Federal Regulatory System
The court then addressed Waters' argument regarding federal regulations and the MCS-90 endorsement, which ensures liability coverage for interstate motor carriers. According to the Motor Carrier Act of 1980, an insurance policy that includes an MCS-90 endorsement remains in effect until the insurer provides 30 days' written notice to the Federal Motor Carrier Safety Administration (FMCSA) about its expiration. The court acknowledged that if the policy had included the MCS-90 endorsement, Progressive would have been liable. However, the court found that Miller's policy did not contain this endorsement. Waters contended that Progressive should be deemed to have incorporated the endorsement into the policy because it was aware of Miller's interstate operations. Nevertheless, the court determined that there was insufficient evidence to support the assertion that Progressive knew or should have known about Miller's interstate activities. As a result, the court declined to explore the issue of whether the endorsement could be applied to a policy that did not contain it, affirming the district court's ruling on the federal law question.
Conclusion
Ultimately, the court affirmed the district court's summary judgment in favor of Progressive, concluding that the insurance policy did not remain in effect beyond its expiration date. The analysis emphasized the distinction between cancellation and expiration in the context of insurance coverage under both state and federal regulations.
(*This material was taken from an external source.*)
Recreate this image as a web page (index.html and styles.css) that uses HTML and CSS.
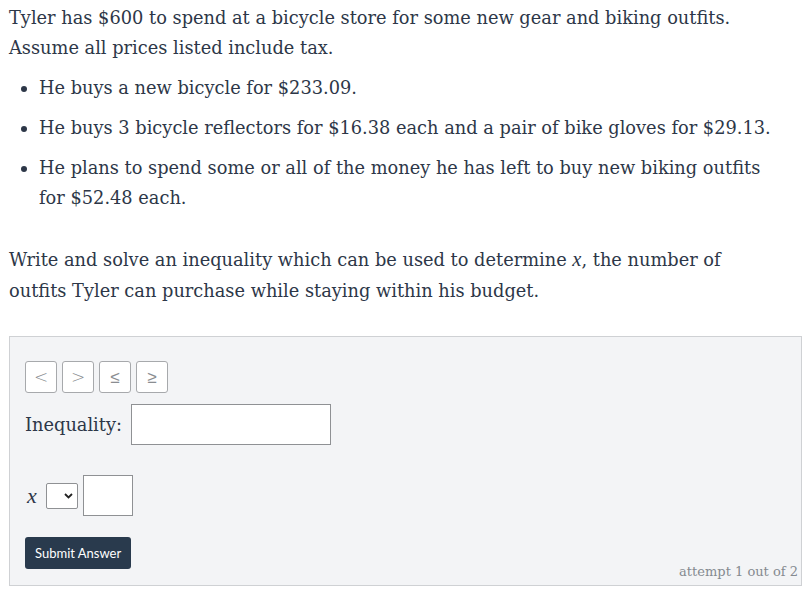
FILE: index.html
```html
<!DOCTYPE html>
<html>
<head>
<meta charset="utf-8">
<link rel="stylesheet" href="styles.css">
</head>
<body>
<div class="question">
  <p class="intro">Tyler has $600 to spend at a bicycle store for some new gear and biking outfits. Assume all prices listed include tax.</p>
  <ul class="items">
    <li>He buys a new bicycle for $233.09.</li>
    <li>He buys 3 bicycle reflectors for $16.38 each and a pair of bike gloves for $29.13.</li>
    <li>He plans to spend some or all of the money he has left to buy new biking outfits for $52.48 each.</li>
  </ul>
  <p class="task">Write and solve an inequality which can be used to determine <span class="var">x</span>, the number of outfits Tyler can purchase while staying within his budget.</p>
</div>
<div class="answer">
  <div class="symbols">
    <button class="sym">&lt;</button>
    <button class="sym">&gt;</button>
    <button class="sym">≤</button>
    <button class="sym">≥</button>
  </div>
  <div class="ineq-row">
    <span class="label">Inequality:</span>
    <span class="field wide"></span>
  </div>
  <div class="solve-row">
    <span class="var">x</span>
    <span class="select"><svg width="9" height="6" viewBox="0 0 9 6"><path d="M1 1 L4.5 4.5 L8 1" fill="none" stroke="#222" stroke-width="1.8"/></svg></span>
    <span class="field small"></span>
  </div>
  <div class="submit-row">
    <button class="submit">Submit Answer</button>
  </div>
  <div class="attempt">attempt 1 out of 2</div>
</div>
</body>
</html>
```
FILE: styles.css
```css
body {
  margin: 0;
  padding: 0 8px 0 9px;
  font-family: "DejaVu Serif", serif;
  color: #2d3748;
  background: #fff;
}
.question {
  font-size: 17.8px;
  line-height: 30px;
  width: 780px;
}
.intro {
  margin: 3px 0 0 0;
}
.items {
  margin: 10px 0 0 0;
  padding-left: 30px;
}
.items li {
  margin-bottom: 10px;
}
.task {
  margin: 31px 0 0 0;
  line-height: 31px;
  width: 745px;
}
.var {
  font-style: italic;
  font-family: "Liberation Serif", serif;
  font-size: 1.15em;
  line-height: 1;
}
.answer {
  margin-top: 30px;
  background: #f3f4f6;
  border: 1px solid #cfd1d4;
  padding: 24px 3px 0 15px;
  width: 773px;
  height: 224px;
  box-sizing: content-box;
}
.symbols {
  display: flex;
  gap: 5px;
}
.sym {
  width: 32px;
  height: 32px;
  background: #fff;
  border: 1px solid #a7a9ac;
  border-radius: 3px;
  color: #8a8d91;
  font-family: "DejaVu Sans", sans-serif;
  font-size: 17px;
  font-weight: 300;
  padding: 0;
}
.ineq-row {
  display: flex;
  align-items: center;
  gap: 9px;
  margin-top: 11px;
}
.label {
  font-size: 17.8px;
}
.field {
  display: block;
  background: #fff;
  border: 1px solid #8f9194;
  box-sizing: border-box;
  height: 41px;
}
.wide { width: 200px; }
.small { width: 50px; }
.solve-row {
  display: flex;
  align-items: center;
  gap: 5px;
  margin-top: 30px;
}
.solve-row .var {
  font-size: 22px;
  margin-left: 2px;
  margin-right: 4px;
}
.select {
  display: flex;
  align-items: center;
  justify-content: flex-end;
  box-sizing: border-box;
  width: 32px;
  height: 26px;
  background: #fff;
  border: 1px solid #8f9194;
  border-radius: 2px;
  padding-right: 4px;
}
.submit-row {
  margin-top: 21px;
}
.submit {
  background: #293a4d;
  color: #fff;
  border: none;
  border-radius: 3px;
  height: 32px;
  padding: 0 10px;
  font-family: Lato, "Open Sans", sans-serif;
  font-size: 13px;
}
.attempt {
  text-align: right;
  font-size: 13px;
  color: #858a90;
  margin-top: -6px;
  line-height: 18px;
}
```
The court found that the insurer was not obligated to notify regulatory agencies regarding the expiration of the policy due to non-renewal and that the lack of the MCS-90 endorsement further precluded any liability for the accident. Thus, Progressive was entitled to summary judgment, and the court upheld the lower court's findings, reinforcing the legal principles surrounding insurance policy expiration and regulatory notification requirements.